Preconceito além das quatro linhas
Segundo a antropóloga, Mariana Mandeli, os diversos casos evidenciam um preconceito que vai além das quatro linhas, “A misoginia é comprovada dentro de campo a partir do momento que a gente vê que os atletas se comportam de maneiras deprimentes. Existem outros jogadores envolvidos em episódios de violência doméstica, isso não é nenhuma novidade, hoje a gente fala mais disso. Se a sociedade é machista o futebol vai ser machista, isso vai ser dentro e fora de campo”, afirma.
Do ponto de vista legal, não há nenhum impedimento no Código Brasileiro de Justiça Desportiva (CBJD) de banimento do esporte por causa de condenação ou acusação criminal. Em entrevista para a revista Época, o ex-presidente do Superior Tribunal de Justiça Desportiva (STJD) e membro do Comitê de Ética da Fifa, Flávio Zveiter, afirma: “Se o juiz da execução penal autorizar, e o trabalho dele for jogar futebol, pode voltar a trabalhar.”
Misoginia
Mas além da condição legal, o retorno desses jogadores aos gramados pode diminuir uma luta que vem sendo travada há anos por mulheres em busca dos seus direitos. Frases como “Infelizmente existe esse movimento feminista”, dita por Robinho em entrevista ao UOL, só fortalecem ainda mais a ideia do desrespeito com as mulheres por todo universo que envolve o futebol.
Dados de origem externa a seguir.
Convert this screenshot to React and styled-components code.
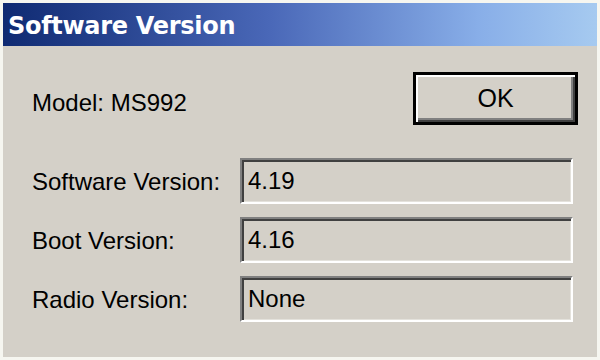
import React from "react";
import styled, { createGlobalStyle } from "styled-components";

const Global = createGlobalStyle`
  html, body {
    margin: 0;
    padding: 0;
    background: #f6f6f0;
  }
`;

const Window = styled.div`
  width: 594px;
  height: 354px;
  margin: 3px;
  display: flex;
  flex-direction: column;
  background: #d4d0c8;
  font-family: "Liberation Sans", Arial, sans-serif;
  color: #000;
  overflow: hidden;
`;

const TitleBar = styled.div`
  height: 43px;
  display: flex;
  align-items: center;
  padding: 3px 0 0 5px;
  box-sizing: border-box;
  background: linear-gradient(90deg, #0f2a72 0%, #4a68b8 45%, #88aee8 80%, #a6caf0 100%);
  color: #fff;
  font-family: "DejaVu Sans", Verdana, sans-serif;
  font-weight: bold;
  font-size: 24px;
  letter-spacing: -0.3px;
`;

const Body = styled.div`
  flex: 1;
  display: flex;
  flex-direction: column;
  padding: 26px 19px 0 29px;
`;

const TopRow = styled.div`
  display: flex;
  justify-content: space-between;
  align-items: flex-start;
  height: 53px;
`;

const Model = styled.div`
  margin-top: 17px;
  font-size: 24px;
  line-height: 28px;
`;

const Button = styled.button`
  width: 165px;
  height: 53px;
  padding: 0;
  background: #d4d0c8;
  border: 3px solid #000;
  box-shadow: inset 2px 2px 0 #ffffff, inset -2px -2px 0 #404040, inset -4px -4px 0 #808080;
  font-family: "Liberation Sans", Arial, sans-serif;
  font-size: 25px;
  color: #000;
`;

const Fields = styled.div`
  margin-top: 33px;
  display: flex;
  flex-direction: column;
  gap: 13px;
`;

const FieldRow = styled.div`
  display: grid;
  grid-template-columns: 208px 333px;
  align-items: center;
  height: 46px;
`;

const Label = styled.div`
  font-size: 24px;
  line-height: 28px;
  padding-top: 2px;
`;

const ValueBox = styled.div`
  height: 46px;
  box-sizing: border-box;
  display: flex;
  align-items: center;
  padding-left: 6px;
  background: #d4d0c8;
  border: 2px solid;
  border-color: #808080 #ffffff #ffffff #808080;
  box-shadow: inset 2px 2px 0 #404040, inset -1px -1px 0 #e4e2dc;
  font-size: 24px;
`;

const fields = [
  { label: "Software Version:", value: "4.19" },
  { label: "Boot Version:", value: "4.16" },
  { label: "Radio Version:", value: "None" },
];

const App = () => {
  return (
    <Window>
      <Global />
      <TitleBar>Software Version</TitleBar>
      <Body>
        <TopRow>
          <Model>Model: MS992</Model>
          <Button>OK</Button>
        </TopRow>
        <Fields>
          {fields.map((f) => (
            <FieldRow key={f.label}>
              <Label>{f.label}</Label>
              <ValueBox>{f.value}</ValueBox>
            </FieldRow>
          ))}
        </Fields>
      </Body>
    </Window>
  );
};

export default App;
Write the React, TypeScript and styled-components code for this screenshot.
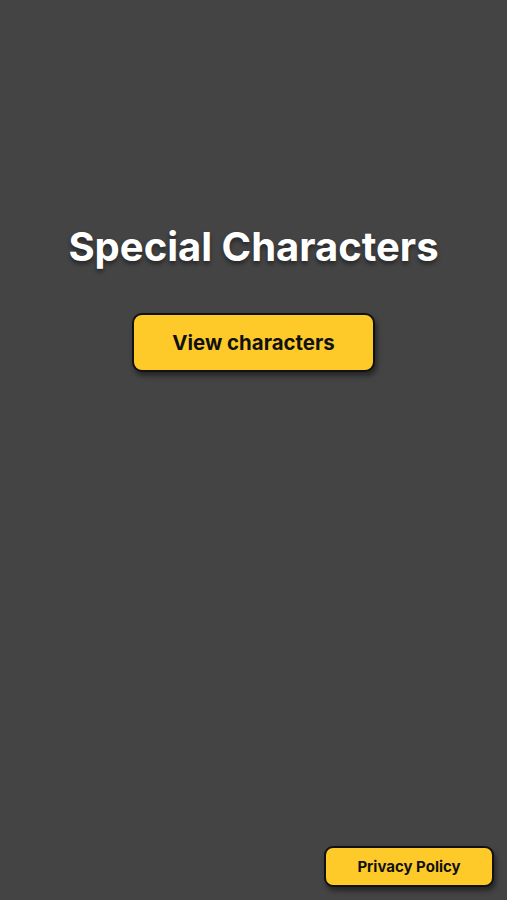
import styled, { createGlobalStyle } from "styled-components";

const GlobalStyle = createGlobalStyle`
  html, body {
    margin: 0;
    padding: 0;
    background: #444444;
  }
  body {
    font-family: Inter, "Noto Sans", sans-serif;
  }
`;

function App() {
  return (
    <StyledScreen>
      <GlobalStyle />
      <StyledMain>
        <StyledTitle>Special Characters</StyledTitle>
        <StyledPrimaryButton type="button">View characters</StyledPrimaryButton>
      </StyledMain>
      <StyledFooter>
        <StyledSmallButton type="button">Privacy Policy</StyledSmallButton>
      </StyledFooter>
    </StyledScreen>
  );
}

export default App;

const StyledScreen = styled.div`
  height: 900px;
  display: flex;
  flex-direction: column;
  background: #444444;
`;

const StyledMain = styled.div`
  display: flex;
  flex-direction: column;
  align-items: center;
  padding-top: 223px;
  gap: 42px;
`;

const StyledTitle = styled.h1`
  margin: 0;
  font-size: 40px;
  line-height: 48px;
  font-weight: 700;
  color: #ffffff;
  text-shadow: 0 3px 4px rgba(0, 0, 0, 0.45);
`;

const StyledPrimaryButton = styled.button`
  width: 243px;
  height: 59px;
  background: #fdca2a;
  border: 2px solid #111111;
  border-radius: 10px;
  box-shadow: 2px 4px 5px rgba(0, 0, 0, 0.45);
  font-family: Inter, "Noto Sans", sans-serif;
  font-size: 20.4px;
  font-weight: 700;
  color: #111111;
  cursor: pointer;
`;

const StyledFooter = styled.div`
  margin-top: auto;
  display: flex;
  justify-content: flex-end;
  padding: 0 13px 13px 0;
`;

const StyledSmallButton = styled.button`
  width: 170px;
  height: 41px;
  background: #fdca2a;
  border: 2px solid #111111;
  border-radius: 9px;
  box-shadow: 2px 4px 5px rgba(0, 0, 0, 0.45);
  font-family: Inter, "Noto Sans", sans-serif;
  font-size: 15px;
  font-weight: 700;
  color: #111111;
  cursor: pointer;
`;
Para Marianna Barcelos, a luta contra a misoginia ainda está longe de acabar, “ O dia que a gente realmente perceber que casos como esses se tornaram um impeditivo para esses jogadores atuarem, serem ídolos, aí a gente vai conseguir ver que existe realmente um avanço. O debate que se fez em torno do Robinho só escancara toda uma estrutura e um problema que não começa com o Santos, e que tem uma longa história”.